Question: A boat of mass 40kg is floating on water. A boy of mass 10kg on the boat moves by 8m towards the sho...

Question

A boat of mass 40kg is floating on water. A boy of mass 10kg on the boat moves by 8m towards the shore. The distance by which the boat moves away from the shore is
A. 4m
B. 3m
C. 2m
D. 1.6m

Answer 1

Solution

As we can see, there are no external force acts on the boat. Therefore, the centre of mass of the system does not change. Recall the formula for centre of mass. Determine the displacement of the boy with respect to the shore.

Formula used:
Centre of mass, ${r_{cm}} = \dfrac{{{m_1}{r_1} + {m_2}{r_2}}}{{{m_1} + {m_2}}}$
Here, ${m_1}$ is the mass of the first particle, ${m_2}$ is the mass of the second particle, ${r_1}$ is the position of the first particle and ${r_2}$ is the position of the second particle.

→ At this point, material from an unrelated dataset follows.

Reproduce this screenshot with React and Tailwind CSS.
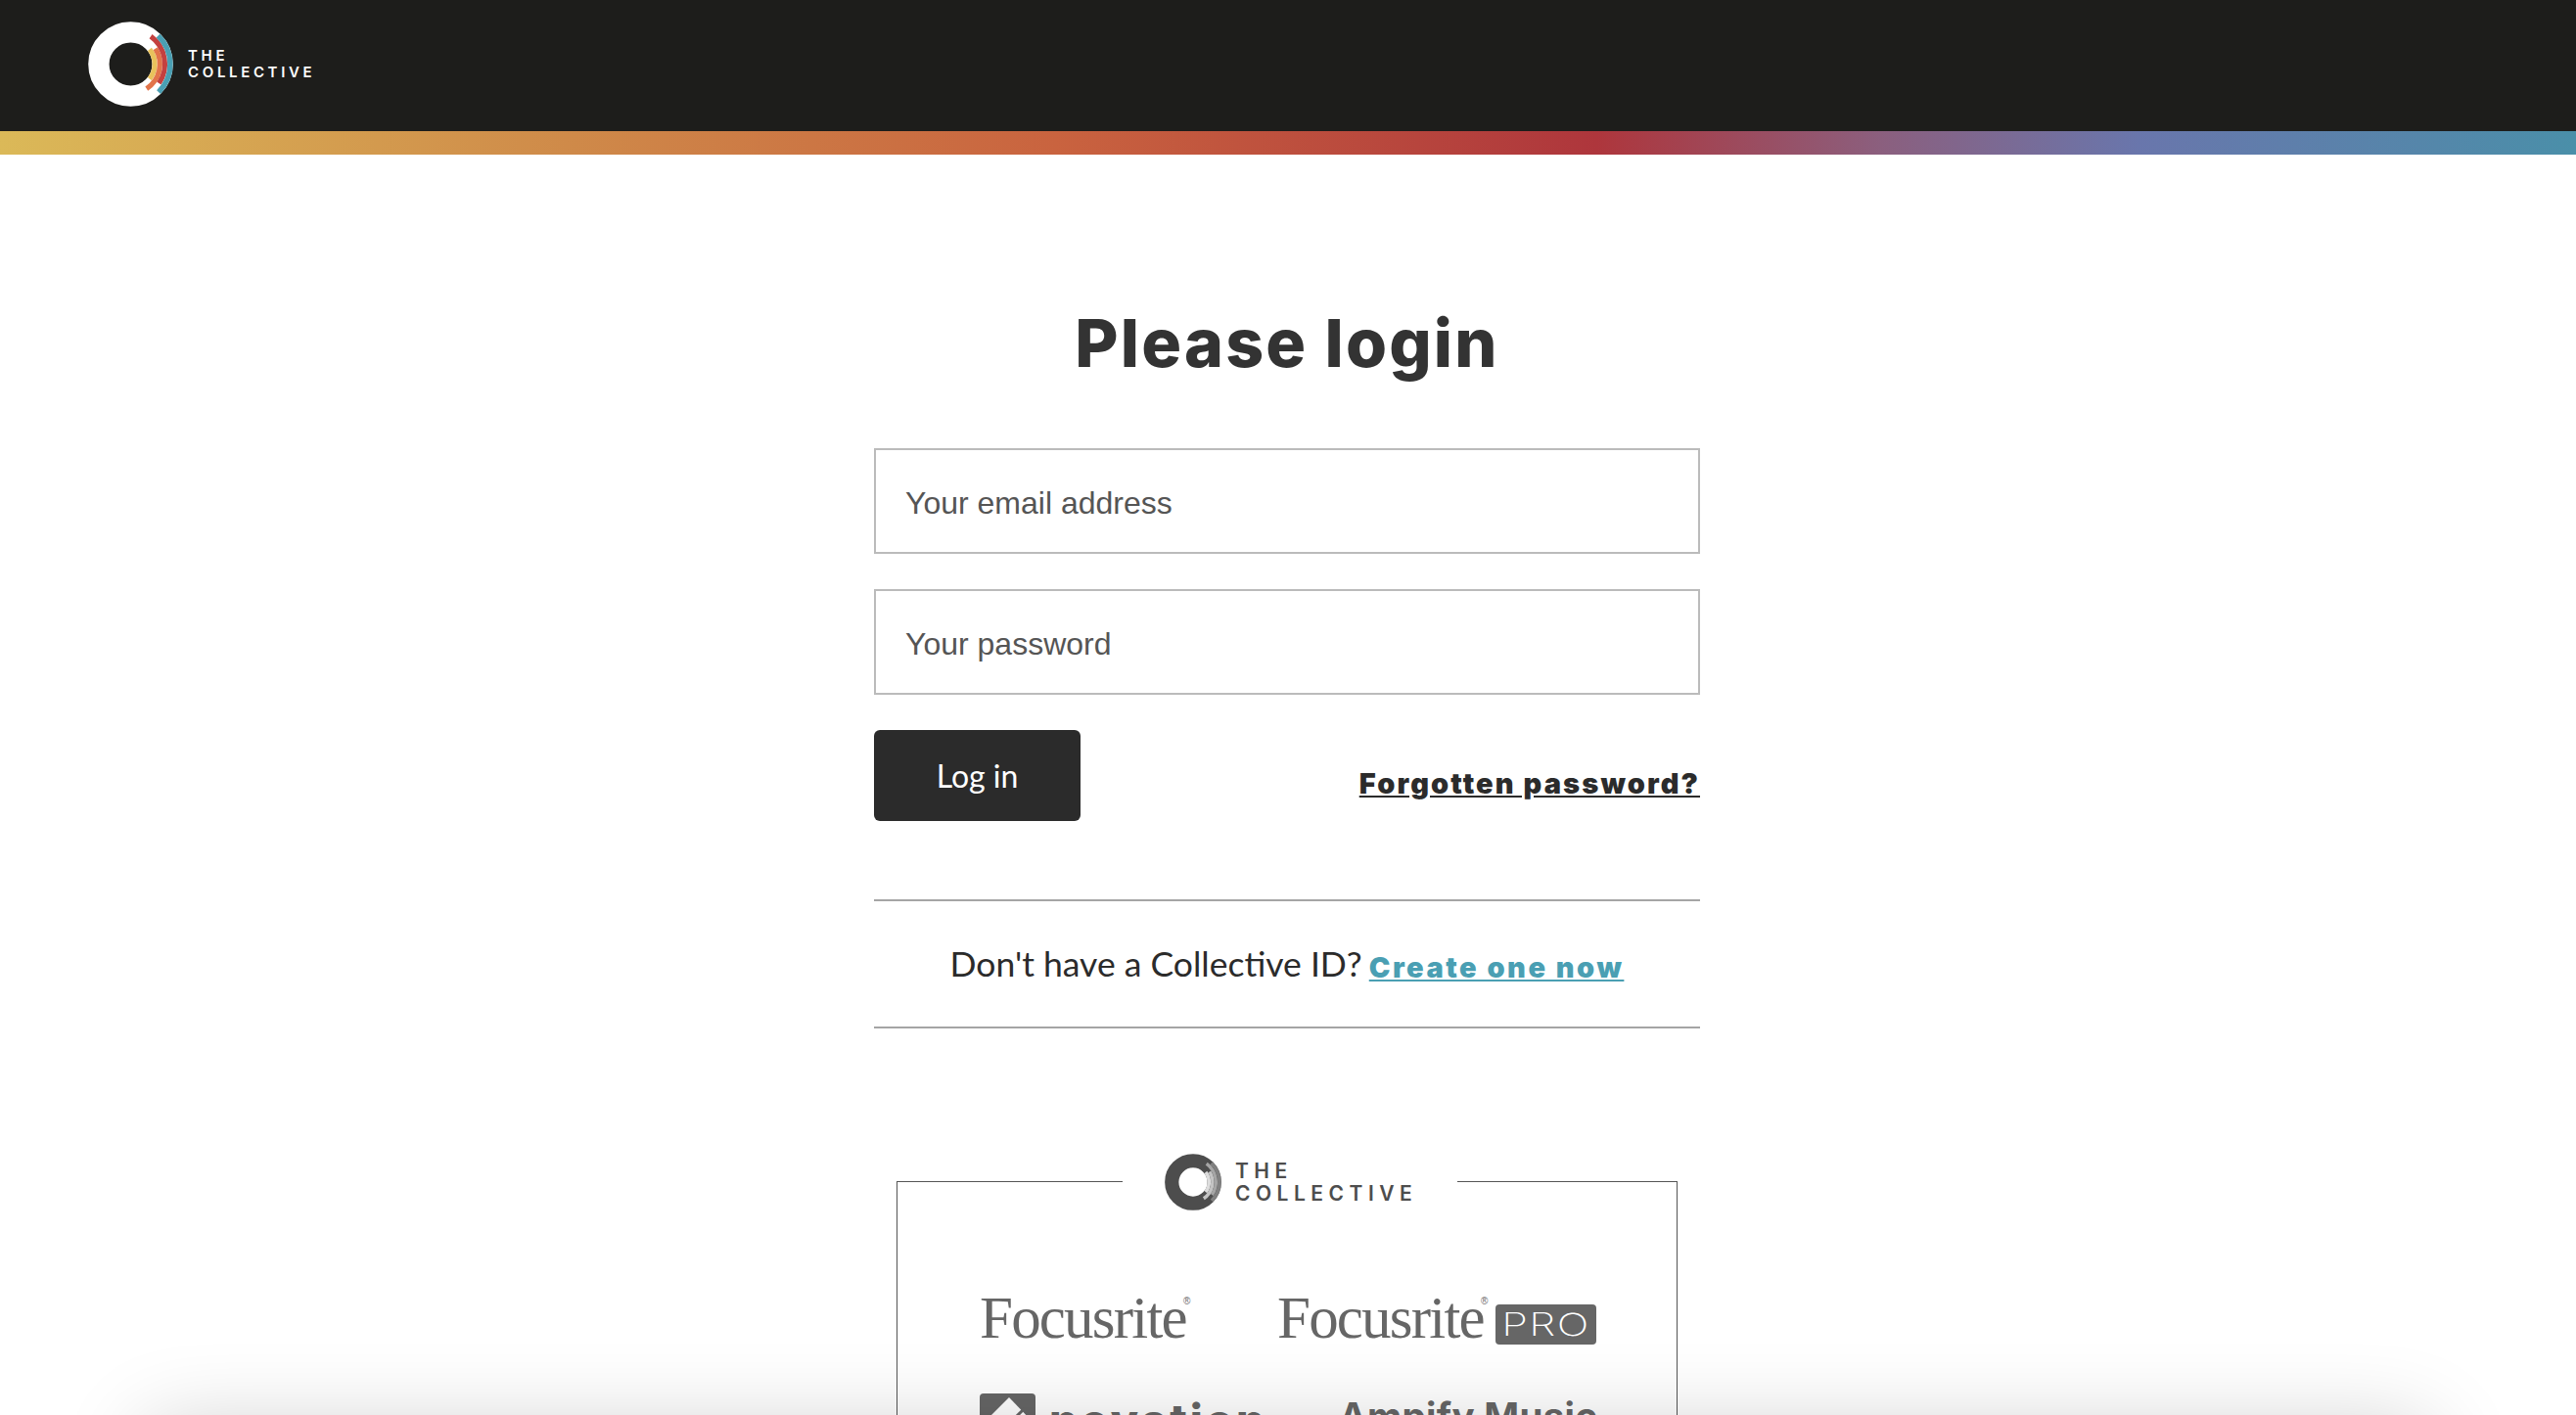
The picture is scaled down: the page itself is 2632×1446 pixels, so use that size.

Complete step by step answer:
Let the mass of boy is ${m_1} = 10\,{\text{kg}}$ , the mass of boat is ${m_2} = 40\,{\text{kg}}$ and the distance moved by the boat away from the shore is x.As we can see, there is no external force acts on the boat. Therefore, the centre of mass of the system does not change. To keep the centre of mass of the system the constant, $\Delta {r_{CM}}$ should be zero.We have the expression for the centre of mass,
$\Delta {r_{CM}} = \dfrac{{{m_1}{r_1} + {m_2}{r_2}}}{{{m_1} + {m_2}}} = 0$
$\Rightarrow {m_1}{r_1} + {m_2}{r_2} = 0$
$\Rightarrow {m_1}{r_1} = - {m_2}{r_2}$
Here, ${r_1}$ is the displacement of the boy and ${r_2}$ is the displacement of the boat.

Let us observe the following figure,

From the above figure, the displacement of the boy with respect to the shore is $\left( {8 - x} \right)\,{\text{m}}$ and the displacement of the boat is $- x\,{\text{m}}$ . Substituting $\left( {8 - x} \right)\,{\text{m}}$ for ${r_1}$ and $- x\,{\text{m}}$ for ${r_2}$ in the above equation, we get,
${m_1}\left( {8 - x} \right) = - {m_2}\left( { - x} \right)$
$\Rightarrow 8{m_1} - {m_1}x = {m_2}x$
$\Rightarrow x = \dfrac{{8{m_1}}}{{{m_1} + {m_2}}}$
Substituting ${m_1} = 10\,{\text{kg}}$ and ${m_2} = 40\,{\text{kg}}$ in the above equation, we get,
$x = \dfrac{{8\left( {10} \right)}}{{10 + 40}}$
$\Rightarrow x = \dfrac{{80}}{{50}}$
$\therefore x = 1.6\,{\text{m}}$
Thus, the distance moved by the boat with respect to the shore is 1.6 meter.

So, the correct answer is option D.

Note: Students must note that when the external force acting on the system is zero, the centre of mass of the system does not change. In the solution, we have taken the change in centre of mass and therefore, we have taken the displacement of the boy and boat rather than position of the boy and boat. The displacement of the boat is with respect to the shore and not from the shore.